This message is from: Gail Russell <g...@zeliga.com>

This settlement agreement, executed post-breeding (and probably post birth),
is probably being regarded by the NFHR as a breeding contract, wherein the
parties agreed that the mare had been bred to the Stallion, and, that the mare
owner could purchase the stallion owner's cooperation for registration within
a certain time period....with the implication that the mare owner could not
make that election after the "option period" expired?

I have to go back and look at previous posts, but the above is my best guess
as to how the NFHR might be interpreting a settlement agreement signed by the
parties.  From what I can tell, this might not be an unreasonable
interpretation of the settlement agreement.

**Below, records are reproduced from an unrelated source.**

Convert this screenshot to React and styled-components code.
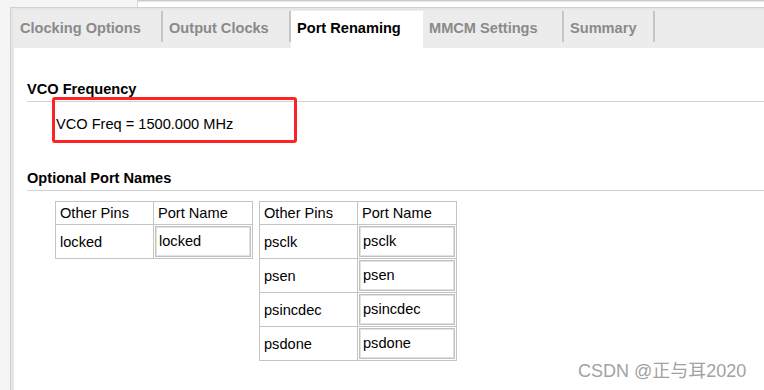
import React from "react";
import styled, { createGlobalStyle } from "styled-components";

// styled [start]
const GlobalStyle = createGlobalStyle`
	html, body {
		margin: 0;
		padding: 0;
		background: #f5f5f5;
	}
	body {
		font-family: "Liberation Sans", Arial, sans-serif;
	}
`;

const Page = styled("div")`
	position: relative;
	display: flex;
	flex-direction: column;
	width: 764px;
	height: 390px;
	overflow: hidden;
	background: #f5f5f5;
	font-size: 14.6px;
`;

const TopStrip = styled("div")`
	display: flex;
	height: 7px;
`;

const TopGap = styled("div")`
	width: 137px;
`;

const TopBox = styled("div")`
	flex: 1;
	background: #fff;
	border-top: 1px solid #cdcdcd;
	border-left: 1px solid #d6d6d6;
	box-shadow: inset 0 1px 0 #e4e4e4;
`;

const Panel = styled("div")`
	flex: 1;
	display: flex;
	flex-direction: column;
	margin-left: 10px;
	padding: 2px 0 0 3px;
	border-top: 1px solid #d0d0d0;
	border-left: 1px solid #d0d0d0;
	background: #e6e6e6;
`;

const TabBar = styled("div")`
	display: flex;
	align-items: flex-start;
	height: 38px;
	padding-top: 1px;
	box-sizing: border-box;
	background: #ececec;
`;

const Tab = styled("div")`
	width: ${(p) => p.$w}px;
	height: 37px;
	box-sizing: border-box;
	padding: 8px 0 0 6px;
	line-height: 18px;
	font-weight: 700;
	white-space: nowrap;
	color: ${(p) => (p.$active ? "#000" : "#8a8a8a")};
	background: ${(p) => (p.$active ? "#fff" : "transparent")};
`;

const TabSep = styled("div")`
	width: 2px;
	height: 31px;
	background: #c6c6c6;
`;

const Content = styled("div")`
	flex: 1;
	background: #fff;
	padding-top: 33px;
`;

const Section = styled("div")`
	margin-left: 13px;
	margin-top: ${(p) => p.$top || 0}px;
`;

const Heading = styled("div")`
	height: 17px;
	line-height: 17px;
	padding-bottom: 3px;
	border-bottom: 1px solid #d2d2d2;
	font-weight: 700;
	color: #000;
`;

const VcoRow = styled("div")`
	position: relative;
	margin-top: 14px;
	padding-left: 29px;
	line-height: 17px;
	color: #000;
`;

const RedBox = styled("div")`
	position: absolute;
	left: 25px;
	top: -19px;
	width: 245px;
	height: 46px;
	box-sizing: border-box;
	border: 3px solid #fb2323;
	border-radius: 3px;
`;

const Tables = styled("div")`
	display: flex;
	align-items: flex-start;
	gap: 6px;
	margin: 10px 0 0 28px;
`;

const Grid = styled("div")`
	display: grid;
	grid-template-columns: 97px 98px;
	grid-template-rows: 22px;
	grid-auto-rows: 33px;
	gap: 1px;
	padding: 1px;
	background: #c4c4c4;
`;

const HeadCell = styled("div")`
	box-sizing: border-box;
	padding: 1px 0 0 4px;
	line-height: 21px;
	background: #fff;
	color: #000;
`;

const Cell = styled("div")`
	display: flex;
	align-items: center;
	padding-left: 4px;
	background: #fff;
	color: #000;
`;

const InputCell = styled("div")`
	padding: 1px;
	background: #fff;
`;

const PortInput = styled("input")`
	display: block;
	width: 96px;
	height: 31px;
	box-sizing: border-box;
	margin: 0;
	padding: 0 0 1px 3px;
	border: 1px solid #c0c0c0;
	box-shadow: inset 0 0 0 1px #e2e2e2;
	outline: none;
	background: #fff;
	font-family: "Liberation Sans", Arial, sans-serif;
	font-size: 14.6px;
	color: #000;
`;

const Watermark = styled("div")`
	position: absolute;
	left: 578px;
	top: 361px;
	line-height: 20px;
	font-size: 18px;
	font-family: "Liberation Sans", "Noto Sans CJK SC", sans-serif;
	color: #a2a2a2;
	white-space: nowrap;
`;
// styled [end]

const TabList = [
	{ label: "Clocking Options", w: 147, sep: true },
	{ label: "Output Clocks", w: 126, sep: true },
	{ label: "Port Renaming", w: 132, active: true },
	{ label: "MMCM Settings", w: 139, sep: true },
	{ label: "Summary", w: 89, sep: true },
];

const PinTables = [
	["locked"],
	["psclk", "psen", "psincdec", "psdone"],
];

function PinTable({ pins }) {
	return (
		<Grid>
			<HeadCell>Other Pins</HeadCell>
			<HeadCell>Port Name</HeadCell>
			{pins.map((pin) => (
				<React.Fragment key={pin}>
					<Cell>{pin}</Cell>
					<InputCell>
						<PortInput defaultValue={pin} readOnly />
					</InputCell>
				</React.Fragment>
			))}
		</Grid>
	);
}

function App() {
	return (
		<Page>
			<GlobalStyle />
			<TopStrip>
				<TopGap />
				<TopBox />
			</TopStrip>
			<Panel>
				<TabBar>
					{TabList.map((tab) => (
						<React.Fragment key={tab.label}>
							<Tab $w={tab.w} $active={tab.active}>
								{tab.label}
							</Tab>
							{tab.sep && <TabSep />}
						</React.Fragment>
					))}
				</TabBar>
				<Content>
					<Section>
						<Heading>VCO Frequency</Heading>
						<VcoRow>
							VCO Freq = 1500.000 MHz
							<RedBox />
						</VcoRow>
					</Section>
					<Section $top={37}>
						<Heading>Optional Port Names</Heading>
						<Tables>
							{PinTables.map((pins, index) => (
								<PinTable key={index} pins={pins} />
							))}
						</Tables>
					</Section>
				</Content>
			</Panel>
			<Watermark>CSDN @正与耳2020</Watermark>
		</Page>
	);
}

export default App;
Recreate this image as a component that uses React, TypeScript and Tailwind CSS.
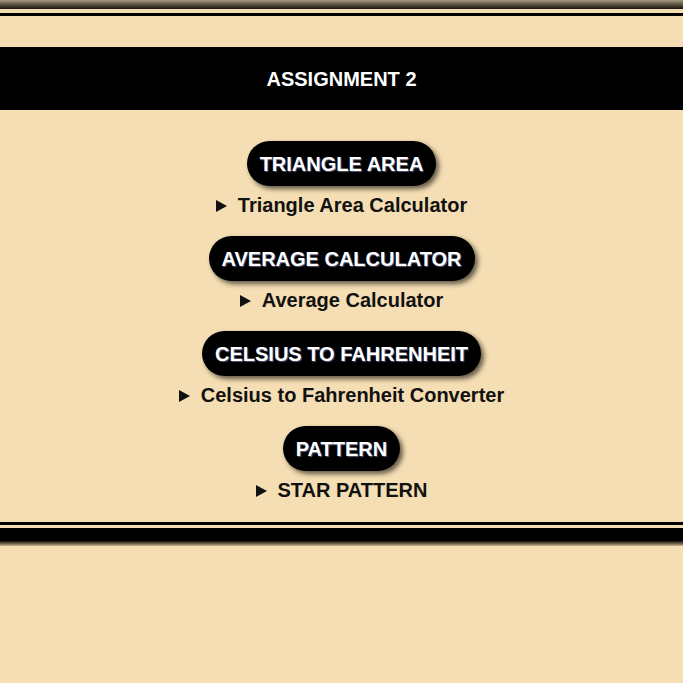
import React from 'react';

// sections van de assignment pagina
const sections = [
    { title: 'TRIANGLE AREA', summary: 'Triangle Area Calculator' },
    { title: 'AVERAGE CALCULATOR', summary: 'Average Calculator' },
    { title: 'CELSIUS TO FAHRENHEIT', summary: 'Celsius to Fahrenheit Converter' },
    { title: 'PATTERN', summary: 'STAR PATTERN' },
];

const App: React.FC = () => {
    return (
        <div className="min-h-screen bg-[#f5deb3] font-['Liberation_Sans',Arial,sans-serif]">
            {/* bovenrand */}
            <div className="h-[9px] bg-gradient-to-b from-[#a89a80] to-[#1a140c]" />
            <div className="h-[4px]" />
            <div className="h-[3px] bg-black" />

            {/* titelbalk */}
            <div className="mt-[31px] h-[63px] bg-black flex items-center justify-center">
                <h1 className="text-white text-[20px] font-bold">ASSIGNMENT 2</h1>
            </div>

            <div className="flex flex-col items-center pt-[31px]">
                {sections.map((s) => (
                    <div key={s.title} className="flex flex-col items-center mb-[19px] last:mb-[20px]">
                        <button className="h-[45px] px-[13px] rounded-full bg-black text-white text-[20px] font-bold shadow-[3px_3px_5px_rgba(0,0,0,0.6)] [text-shadow:1px_1px_1px_rgba(120,120,160,0.7)]">
                            {s.title}
                        </button>
                        <div className="mt-[8px] flex items-center gap-[11px] text-[#111] text-[20px] font-bold leading-[23px]">
                            <svg width="11" height="12" viewBox="0 0 11 12">
                                <path d="M0 0 L11 6 L0 12 Z" fill="#111" />
                            </svg>
                            <span>{s.summary}</span>
                        </div>
                    </div>
                ))}
            </div>

            {/* onderrand */}
            <div className="h-[3px] bg-black" />
            <div className="h-[3px]" />
            <div className="h-[13px] bg-black" />
            <div className="h-[5px] bg-gradient-to-b from-[#1a140c] to-[#c9b590]" />
        </div>
    );
};

export default App;
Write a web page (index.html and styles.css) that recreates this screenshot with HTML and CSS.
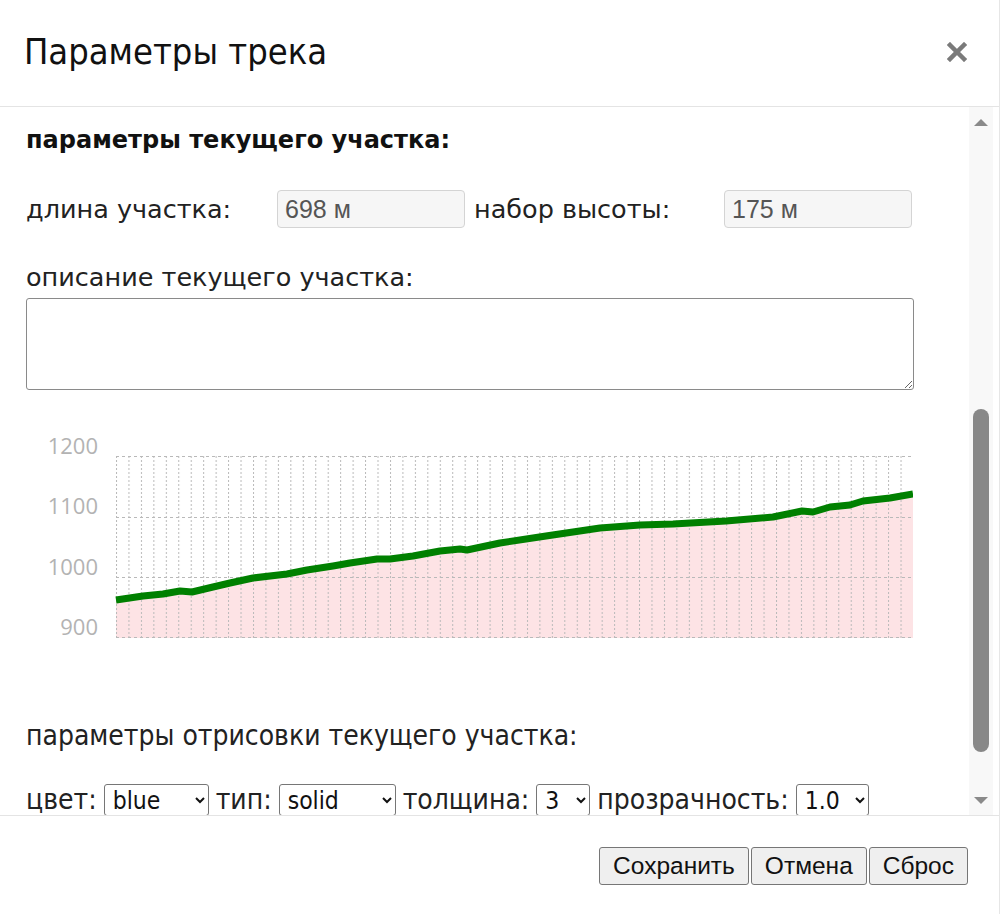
FILE: index.html
```html
<!DOCTYPE html>
<html>
<head>
    <meta charset="utf-8" />
    <link rel="stylesheet" href="styles.css">
</head>
<body>
    <div class="dialog">
        <header class="dialog-header">
            <h1 class="title">Параметры трека</h1>
            <span class="close">
                <svg width="20" height="20" viewBox="0 0 20 20">
                    <path d="M3 3L17 17M17 3L3 17" stroke="#7a7a7a" stroke-width="4.5" stroke-linecap="square" />
                </svg>
            </span>
        </header>

        <section class="dialog-body">
            <div class="content">
                <h2 class="section-title">параметры текущего участка:</h2>

                <div class="stats">
                    <label class="stat-label">длина участка:</label>
                    <input class="stat-value" type="text" value="698 м" readonly />
                    <label class="stat-label">набор высоты:</label>
                    <input class="stat-value" type="text" value="175 м" readonly />
                </div>

                <label class="field-label">описание текущего участка:</label>
                <textarea class="description"></textarea>

                <svg class="profile" width="887" height="232" viewBox="0 0 887 232">
                    <defs>
                        <pattern id="vgrid" x="90" y="35" width="12.453" height="4" patternUnits="userSpaceOnUse">
                            <rect x="0" y="0" width="1" height="2" fill="#b9b9b9" />
                        </pattern>
                    </defs>
                    <!-- area under the elevation line -->
                    <path fill="#fde3e5" d="M90 179 L117 175 L137 173 L154 170 L166 171 L187 166 L204 162 L227 157 L261 153 L281 149 L307 145 L324 142 L351 138 L364 138 L387 135 L414 130 L434 128 L441 129 L474 122 L520 115 L574 107 L614 104 L647 103 L700 100 L747 96 L776 90 L787 91 L804 86 L824 84 L837 80 L864 77 L887 73 L887 217 L90 217 Z" />
                    <!-- grid -->
                    <rect x="90" y="35" width="798" height="182" fill="url(#vgrid)" />
                    <g stroke="#b9b9b9" stroke-width="1" stroke-dasharray="3 3" fill="none">
                        <line x1="90" y1="35.5" x2="887" y2="35.5" />
                        <line x1="90" y1="96.5" x2="887" y2="96.5" />
                        <line x1="90" y1="156.5" x2="887" y2="156.5" />
                        <line x1="90" y1="216.5" x2="887" y2="216.5" />
                    </g>
                    <g class="axis" text-anchor="end">
                        <text x="72" y="33">1200</text>
                        <text x="72" y="93">1100</text>
                        <text x="72" y="154">1000</text>
                        <text x="72" y="214">900</text>
                    </g>
                    <path fill="none" stroke="#008000" stroke-width="7" stroke-linejoin="round" d="M90 179 L117 175 L137 173 L154 170 L166 171 L187 166 L204 162 L227 157 L261 153 L281 149 L307 145 L324 142 L351 138 L364 138 L387 135 L414 130 L434 128 L441 129 L474 122 L520 115 L574 107 L614 104 L647 103 L700 100 L747 96 L776 90 L787 91 L804 86 L824 84 L837 80 L864 77 L887 73" />
                </svg>

                <label class="field-label draw-label">параметры отрисовки текущего участка:</label>

                <div class="draw-params">
                    <span>цвет:</span>
                    <select class="sel-color"><option>blue</option><option>red</option><option>green</option></select>
                    <span>тип:</span>
                    <select class="sel-type"><option>solid</option><option>dashed</option></select>
                    <span>толщина:</span>
                    <select class="sel-width"><option>3</option><option>5</option></select>
                    <span>прозрачность:</span>
                    <select class="sel-opacity"><option>1.0</option><option>0.5</option></select>
                </div>
            </div>

            <div class="scrollbar">
                <span class="arrow up"></span>
                <div class="track">
                    <div class="thumb"></div>
                </div>
                <span class="arrow down"></span>
            </div>
        </section>

        <footer class="dialog-footer">
            <button>Сохранить</button>
            <button>Отмена</button>
            <button>Сброс</button>
        </footer>
    </div>
</body>
</html>
```

FILE: styles.css
```css
* {
    padding: 0;
    margin: 0;
    box-sizing: border-box;
}

body {
    background-color: white;
    overflow: hidden;
}

.dialog {
    width: 1000px;
    height: 914px;
    display: flex;
    flex-direction: column;
    border-right: 1px solid #e6e6e6;
}

.dialog-header {
    height: 107px;
    flex: none;
    display: flex;
    align-items: center;
    justify-content: space-between;
    padding: 0 32px 0 24px;
    border-bottom: 1px solid #e4e4e4;
}

.title {
    font-family: "DejaVu Sans Condensed", "DejaVu Sans", sans-serif;
    font-weight: normal;
    font-size: 36px;
    line-height: 44px;
    color: #111;
    margin-top: -2px;
}

.close {
    display: flex;
    margin-top: -2px;
}

.dialog-body {
    flex: none;
    height: 708px;
    display: flex;
    overflow: hidden;
}

.content {
    flex: 1;
    padding: 18px 0 0 26px;
    color: #222;
    font-family: "DejaVu Sans", sans-serif;
    font-size: 25.5px;
}

.section-title {
    font-family: "DejaVu Sans", sans-serif;
    font-size: 24px;
    font-weight: bold;
    color: #111;
    line-height: 30px;
}

.stats {
    display: flex;
    align-items: center;
    margin-top: 35px;
    width: 887px;
    height: 38px;
}

.stat-label {
    width: 251px;
}

.stat-label + .stat-value + .stat-label {
    width: 259px;
    padding-left: 9px;
}

.stat-value {
    width: 188px;
    height: 38px;
    padding: 0 7px;
    border: 1px solid #d4d4d4;
    border-radius: 4px;
    background-color: #f6f6f6;
    color: #555;
    font-family: "Liberation Sans", Arial, sans-serif;
    font-size: 25px;
    outline: none;
}

.field-label {
    display: block;
    margin-top: 34px;
    line-height: 30px;
}

.description {
    display: block;
    width: 888px;
    height: 92px;
    margin-top: 6px;
    border: 1px solid #8a8a8a;
    border-radius: 3px;
    resize: vertical;
}

.profile {
    display: block;
    margin-top: 31px;
}

.axis text {
    font-family: "Open Sans", sans-serif;
    font-size: 22px;
    fill: #b3b3b3;
}

.draw-label {
    font-family: "DejaVu Sans Condensed", "DejaVu Sans", sans-serif;
    font-size: 28px;
    margin-top: 68px;
}

.draw-params {
    display: flex;
    align-items: center;
    gap: 7px;
    height: 32px;
    margin-top: 33px;
    font-family: "DejaVu Sans Condensed", "DejaVu Sans", sans-serif;
    font-size: 28px;
    line-height: 32px;
}

.draw-params select {
    height: 32px;
    border: 1px solid #767676;
    border-radius: 3px;
    background-color: white;
    font-family: "DejaVu Sans Condensed", "DejaVu Sans", sans-serif;
    font-size: 24.5px;
    color: #111;
    padding-left: 4px;
}

.sel-color {
    width: 105px;
}

.sel-type {
    width: 117px;
}

.sel-width {
    width: 54px;
}

.sel-opacity {
    width: 73px;
}

.scrollbar {
    width: 24px;
    flex: none;
    margin-right: 6px;
    display: flex;
    flex-direction: column;
    align-items: center;
    background-color: #f8f8f8;
}

.track {
    flex: 1;
    width: 100%;
    display: flex;
    justify-content: center;
    padding-top: 283px;
    padding-bottom: 45px;
}

.thumb {
    width: 16px;
    height: 343px;
    border-radius: 8px;
    background-color: #888;
}

.arrow {
    width: 0;
    height: 0;
    border-left: 7px solid transparent;
    border-right: 7px solid transparent;
}

.arrow.up {
    margin-top: 12px;
    border-bottom: 7px solid #8a8a8a;
}

.arrow.down {
    margin-bottom: 11px;
    border-top: 7px solid #8a8a8a;
}

.dialog-footer {
    flex: 1;
    display: flex;
    justify-content: flex-end;
    align-items: flex-start;
    gap: 2px;
    padding: 31px 31px 0 0;
    border-top: 1px solid #e4e4e4;
}

.dialog-footer button {
    height: 38px;
    padding: 0 13px;
    border: 1px solid #767676;
    border-radius: 3px;
    background-color: #efefef;
    color: #111;
    font-family: "Liberation Sans", Arial, sans-serif;
    font-size: 24.5px;
}
```
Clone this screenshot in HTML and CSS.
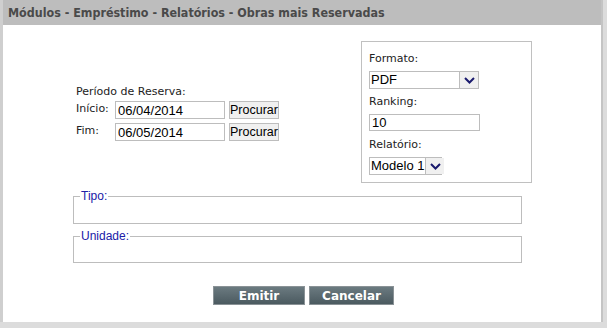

It sounds like this was a much bigger dispute, involving alleged boarding and
training fees, versus arguments regarding a free lease and that it was all
settled in one big agreement, a tiny part of which dealt with the registration
of the filly.  If there had been a separate settlement agreement covering just
the breeding of the filly, I would think that the NFHR would be within its
rights to call it an "after the fact breeding contract," which they would feel
obligated to enforce, and thus be disinclined to register the filly via the
exception clause because if the settlement clause's "breeding fee" was never
paid.

The interesting thing about this is......I wonder if the NFHR should adopt a
policy of not honoring any "after-the-fact" breeding contracts.  Essentially,
a policy of disfavoring breeding contracts that do not predate the breeding.
Seems to me, if the stallion owner does not get the contract in writing ahead
of time, and gets the mare pregnant (whether through negligence, or even not
fencing the mare out well enough, or EVEN taking the mare to the stallion
without a contract, but with the owner's verbal go ahead)....then the NFHR
should possibly adopt a policy that the resulting offspring of a
non-contracted breeding should usually get the benefit of the doubt..and be
registered under the exception to the rules.

A policy like that would reward good breeding contract practice and it would
not punish the resulting filly.)   And it would not reward sloppy stallion
managment .  And, it would be a "bright line" rule that the NFHR could apply,
instead of having to consider wading into the details of what sounds like a
much larger dispute in this case.  A sort of, "No ticket, no laundry" policy.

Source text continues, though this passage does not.